Precedents and Legal Principles
The court drew upon precedents and established legal principles to support its reasoning. It referenced cases like Hawkins v. Glenn and Scovill v. Thayer to illustrate the principle that the statute of limitations begins only after a formal call or assessment is made. Furthermore, the court cited Jackson v. Tiernan and Pritchard v. Norton to highlight the common law rule that choses in action are not assignable to allow an assignee to sue in their own name. These precedents helped the court affirm the necessity of adhering to traditional legal frameworks unless altered by statutory provisions.
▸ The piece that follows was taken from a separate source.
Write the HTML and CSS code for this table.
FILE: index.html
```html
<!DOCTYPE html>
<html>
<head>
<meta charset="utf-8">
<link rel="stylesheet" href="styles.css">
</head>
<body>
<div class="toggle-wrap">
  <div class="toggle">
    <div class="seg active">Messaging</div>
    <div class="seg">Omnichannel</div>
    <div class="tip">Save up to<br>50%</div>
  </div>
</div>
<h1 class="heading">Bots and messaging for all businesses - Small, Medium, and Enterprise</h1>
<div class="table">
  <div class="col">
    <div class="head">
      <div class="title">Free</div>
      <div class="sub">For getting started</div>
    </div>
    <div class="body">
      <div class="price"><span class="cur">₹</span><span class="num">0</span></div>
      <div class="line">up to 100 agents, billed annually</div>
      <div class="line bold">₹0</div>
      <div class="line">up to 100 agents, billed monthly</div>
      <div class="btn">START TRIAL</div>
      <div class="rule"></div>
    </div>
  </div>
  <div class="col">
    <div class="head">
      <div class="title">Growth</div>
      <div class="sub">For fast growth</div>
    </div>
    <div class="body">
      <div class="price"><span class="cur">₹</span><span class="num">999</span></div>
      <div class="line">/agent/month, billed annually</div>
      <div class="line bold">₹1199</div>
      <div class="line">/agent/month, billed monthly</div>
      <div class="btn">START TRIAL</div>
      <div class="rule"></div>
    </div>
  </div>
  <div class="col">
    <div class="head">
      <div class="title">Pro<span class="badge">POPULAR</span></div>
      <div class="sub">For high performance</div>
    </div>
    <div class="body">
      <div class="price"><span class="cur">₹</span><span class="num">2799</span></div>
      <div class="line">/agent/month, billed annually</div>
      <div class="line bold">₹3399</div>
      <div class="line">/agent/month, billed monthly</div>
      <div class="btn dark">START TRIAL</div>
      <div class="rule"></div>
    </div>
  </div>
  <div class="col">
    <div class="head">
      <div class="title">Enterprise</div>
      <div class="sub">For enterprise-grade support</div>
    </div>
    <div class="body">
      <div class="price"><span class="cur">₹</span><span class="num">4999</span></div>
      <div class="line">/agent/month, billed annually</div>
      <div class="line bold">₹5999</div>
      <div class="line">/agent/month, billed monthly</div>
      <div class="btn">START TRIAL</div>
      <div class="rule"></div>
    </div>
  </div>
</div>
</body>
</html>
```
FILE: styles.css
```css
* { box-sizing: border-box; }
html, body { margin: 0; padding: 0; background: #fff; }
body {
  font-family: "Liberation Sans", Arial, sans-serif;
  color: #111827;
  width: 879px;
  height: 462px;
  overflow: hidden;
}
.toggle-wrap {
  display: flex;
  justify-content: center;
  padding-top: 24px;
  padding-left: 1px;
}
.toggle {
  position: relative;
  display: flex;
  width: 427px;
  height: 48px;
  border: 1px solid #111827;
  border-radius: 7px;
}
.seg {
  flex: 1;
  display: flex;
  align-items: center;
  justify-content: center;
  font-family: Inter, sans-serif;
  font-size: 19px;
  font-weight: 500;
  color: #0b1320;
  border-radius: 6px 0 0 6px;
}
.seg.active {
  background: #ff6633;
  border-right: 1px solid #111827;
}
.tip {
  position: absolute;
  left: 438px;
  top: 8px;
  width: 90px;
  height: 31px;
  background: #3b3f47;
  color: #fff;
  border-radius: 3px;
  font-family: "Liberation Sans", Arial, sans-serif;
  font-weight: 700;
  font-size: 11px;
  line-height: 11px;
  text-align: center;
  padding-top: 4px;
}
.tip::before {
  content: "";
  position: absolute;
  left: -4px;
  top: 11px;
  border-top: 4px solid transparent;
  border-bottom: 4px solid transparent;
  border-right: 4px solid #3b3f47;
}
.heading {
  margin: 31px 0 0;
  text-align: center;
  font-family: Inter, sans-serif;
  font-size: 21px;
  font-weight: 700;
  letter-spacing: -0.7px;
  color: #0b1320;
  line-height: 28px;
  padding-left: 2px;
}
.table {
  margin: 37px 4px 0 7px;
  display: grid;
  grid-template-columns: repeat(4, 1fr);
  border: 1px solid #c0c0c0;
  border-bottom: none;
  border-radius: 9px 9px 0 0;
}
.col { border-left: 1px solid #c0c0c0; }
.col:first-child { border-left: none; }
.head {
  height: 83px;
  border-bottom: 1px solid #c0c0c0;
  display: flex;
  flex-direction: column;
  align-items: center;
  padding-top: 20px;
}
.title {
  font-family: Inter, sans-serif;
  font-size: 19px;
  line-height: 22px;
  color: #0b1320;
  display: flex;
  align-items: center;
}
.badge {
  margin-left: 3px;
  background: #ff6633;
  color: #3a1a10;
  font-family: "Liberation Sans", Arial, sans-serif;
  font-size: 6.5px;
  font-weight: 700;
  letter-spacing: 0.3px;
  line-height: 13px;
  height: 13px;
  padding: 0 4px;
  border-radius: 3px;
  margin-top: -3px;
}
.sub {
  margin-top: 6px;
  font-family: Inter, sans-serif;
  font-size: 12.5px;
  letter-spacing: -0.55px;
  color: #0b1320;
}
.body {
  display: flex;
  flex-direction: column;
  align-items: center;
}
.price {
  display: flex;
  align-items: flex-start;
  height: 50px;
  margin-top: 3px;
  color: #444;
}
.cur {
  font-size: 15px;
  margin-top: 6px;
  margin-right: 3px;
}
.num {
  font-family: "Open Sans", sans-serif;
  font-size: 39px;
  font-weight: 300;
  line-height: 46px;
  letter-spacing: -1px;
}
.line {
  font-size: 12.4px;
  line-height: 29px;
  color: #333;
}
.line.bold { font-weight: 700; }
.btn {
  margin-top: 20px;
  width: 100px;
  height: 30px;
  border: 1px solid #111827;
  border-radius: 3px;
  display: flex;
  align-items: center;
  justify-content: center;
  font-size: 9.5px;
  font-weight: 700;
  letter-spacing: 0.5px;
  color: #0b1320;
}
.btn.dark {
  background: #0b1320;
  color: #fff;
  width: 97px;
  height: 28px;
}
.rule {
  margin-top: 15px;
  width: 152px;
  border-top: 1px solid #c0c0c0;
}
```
By relying on these legal principles, the court maintained consistency with established legal doctrines and ensured that the decision aligned with broader jurisprudence.
Conclusion
In conclusion, the U.S. Supreme Court of the District of Columbia affirmed the lower court's judgment, holding that Glenn's action was not barred by the statute of limitations because it commenced upon the formal assessment by the Virginia court. However, the court determined that Glenn could not maintain the suit in his own name as trustee, as actions to recover unpaid stock assessments must be brought in the name of the corporation. This decision highlights the importance of procedural formalities and the adherence to common law principles in legal proceedings involving corporate insolvency and stockholder obligations.